There are also, of course, many things that will need to be considered in this context. For instance, self-service and automation use – as just because the end user doesn’t need to contact the service desk directly, it doesn’t mean that they aren’t using, and benefitting from, IT support capabilities. Hopefully, such use will be identified and added into the metric calculation (as well as CSAT canvassing re such help channels).

What this measure really needs to highlight is where employees are going elsewhere for help (which isn’t necessarily a bad thing) or struggling on in silence (which probably is).

Plus, when the CSAT metric of 95% is reported, it should be made clear that it’s not that the majority of employees are happy. It’s not even that the majority of employees that use the service desk are happy. It’s that the majority of employees who used the service desk and felt motivated to provide feedback are happy!

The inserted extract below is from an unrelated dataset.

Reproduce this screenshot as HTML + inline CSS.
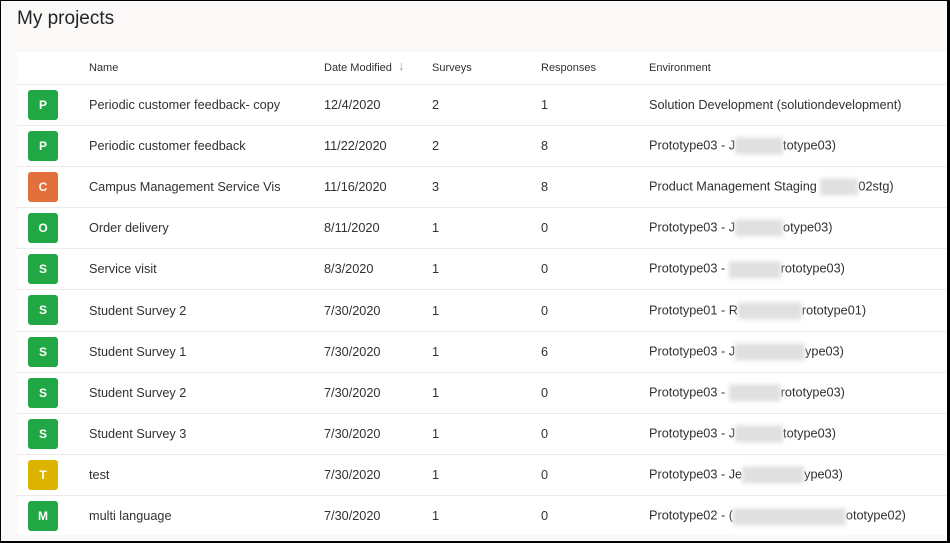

So, making a simple calculation to prove the point here: If 60% of employees use the service desk (this is probably very generous) and only 10% inputted to the 95% CSAT feedback, then less than 6% of employees are happy. But it doesn’t mean that the other 94% are unhappy, however it does mean that more attention should be paid to understanding more about this potentially overlooked majority.

Why? It’s not really about showing that the IT service desk is great. It’s instead about understanding the true cost of IT issues to the organization and whether this can be reduced. This may or may not be that an employee is struggling on in silence, with a cost to their productivity. Or it might be that the cost of self-helping – through the use of Google, say – might far outweigh the equivalent service-desk provided support. With this cost not only the employee labor cost but also the adverse effect on business operations.

So, what do you think? Should your IT service desk be happy that only 6% of employees are happy with them? Or is there more that could be done to get a bigger picture perspective on how well the service desk is performing – including understanding the percentage of employees that use the service desk and whether this is declining (even when incident volumes are rising)?